Del. Jim LeMunyon (67th District) said the move to return control of the school calendar to local school boards is gaining momentum.
“I think there’s a 50-50 chance we could get this through the house. I’m committed to making it one of my top three priorities…
“There are very compelling issues for making this change. This isn’t just…a convenience for local school boards. There’s a huge budget impact to keeping schools open after SOL’s are done… Let’s face it, when the pools are open and the SOL’s are done, these kids are checked out. We can’t afford to keep schools open for two or three weeks in Virginia and not get the biggest bang for our buck.”
Herring said the calendar issue still faces challenges in the Senate. “It seems to get closer every year. One day it’s going to happen.”
Legislative aides Lana Westfall and Nancy Duke attended the breakfast to represent delegates Tag Greason (32nd District) and Joe May (33rd District), respectively.
Attending the breakfast were Hornberger, School Board Vice Chairman Jill Turgeon (Blue Ridge District), Debbie Rose (Algonkian District), Tom Reed (At-Large), Kevin Keusters (Broad Run District), Jennifer Bergel (Catoctin District), Jeff Morse (Dulles District), Bill Fox (Leesburg District) and Brenda Sheridan (Sterling District).
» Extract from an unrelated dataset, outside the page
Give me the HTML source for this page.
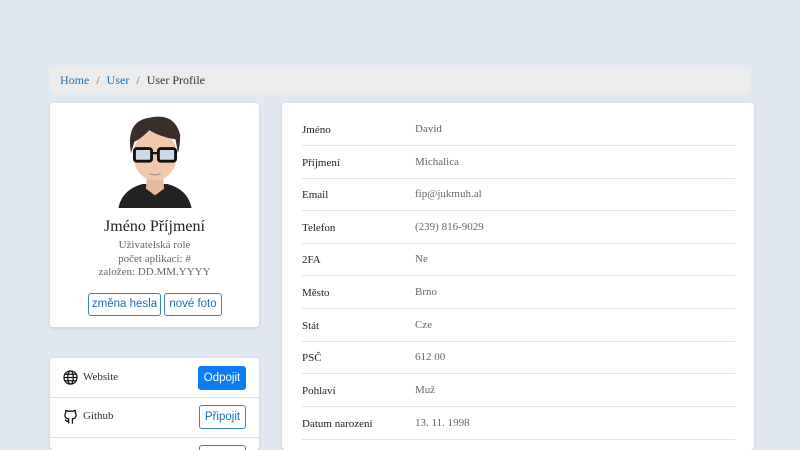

Student School Board members attending the breakfast included Connor Pompilio (Briar Woods High School), Alexandra Moore (Broad Run High School), Katherine Gorbach (Dominion High School), Federico Serrano (Freedom High School), Natalia Kot (Heritage High School), Brenna Cashen (Loudoun County High School), Benjamin Baker (Loudoun Valley High School), Connor Adams (Potomac Falls High School) and Mark Bland (Woodgrove High School).